A total of 252 treatments with M-PHP were performed across 83 patients (aged 18 to 80), with a median of three M-PHP cycles per patient—two patients experienced a single incomplete treatment, resulting in a total patient number of 81. The median patient age was 59.3 years old (±12.2 years), consisting of 36 (44.4%) males. It is noted that 69 (85.2%) patients presented only intrahepatic disease at the time of workup, however, 12 (14.8%) patients had both intrahepatic and single organ extrahepatic disease.

Modi et al report a median follow-up time of 12.9 months across all patients, with a median time of 13.9 months follow-up time for patients still alive. At the data collection cut-off date (1 January 2021), a total of 15 (18.5%) patients were still alive, three were still continuing M-PHP treatment, with 66 (81.5%) deaths.
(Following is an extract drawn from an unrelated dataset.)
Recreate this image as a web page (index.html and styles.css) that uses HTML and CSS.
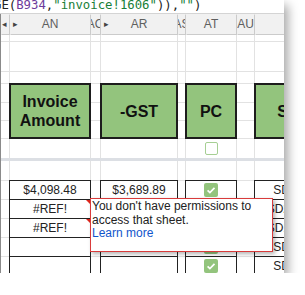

The overall survival (OS) median was 14.9 months from the first treatment—and OS rates were 62% and 27% at one and two years, respectively.

The authors note that the OS was significantly different (p<0.0001) across hepatic responses, with the overall response rate at 49/81 (60.5%) patients. For CR, the response time was 34.7 months, compared to 16.9 months for PR, 10.6 months for SD, and 7.7 months for progressive disease (PD). A total of 7/81 (8.6%) patients presented the best overall response—CR. A total patient number of 42/81 (51.9%) demonstrated PR, 16/81 (19.8%) for both SD and PD. Hepatic only CR was seen in 10/81 (12.3%) patients and PR was present in 9/81 (11.1%) patients.

In conclusion, the analysis presents an overall response rate of 60.5% (49/81), hepatic disease control rate of 88.9% (72/81), and hepatic response rate of 66.7% (54/81) with M-PHP. The median overall PFS and OS were 8.4 and 14.9 months respectively. The authors report no fatal treatment-related adverse effects (TRAE), however, 43 grade three (n=29) or four (n=14) TRAE occurred in 23 (27.7%) patients, presenting a significant reduction in these events in procedures performed between 2016–2020 vs. 2012–2016 (0.17 vs. 0.90 per patient, p<0.0001). Modi et al suggest M-PHP for mUM exhibits “excellent response rates” and PFS, compared to available treatments.

Stedman said “with such a large series the Southampton team have now demonstrated this treatment can be delivered safely with very few side effects. Patients tolerate the procedure with no impact on performance or quality of life. Having proved the technology works on one of the most chemo-resistant cancers, the team is keen to demonstrate its efficacy in other tumour types.”

“We are happy to report these findings which show impressive response rates with improvement in safety and complications with experience. We hope with this new data and the upcoming data from the international FOCUS study (due to be reported Q4 2022) will lead to better access for this treatment for patients on the NHS and worldwide” added Modi.

Co-author Matthew Wheater

From an oncologist’s perspective, co-author Matthew Wheater (University Hospital Southampton NHS Foundation Trust, Southampton, UK) commented that “metastatic uveal melanoma has been a real challenge to treat, with little response to the agents that have shown such promise in cutaneous melanoma. The randomised data showing a survival benefit for tebentafusp is a significant step forward, however radiological responses to treatment are rare. Our paper shows that melphalan-PHP can induce significant responses in liver metastases, is safe to deliver and well tolerated by patients, providing meaningful quality of life. We eagerly await the final survival results of the Focus trial and hope that if this confirms our findings then melphalan PHP will become a mainstay of treatment for ocular melanoma with wider availability of treatment to benefit more patients.”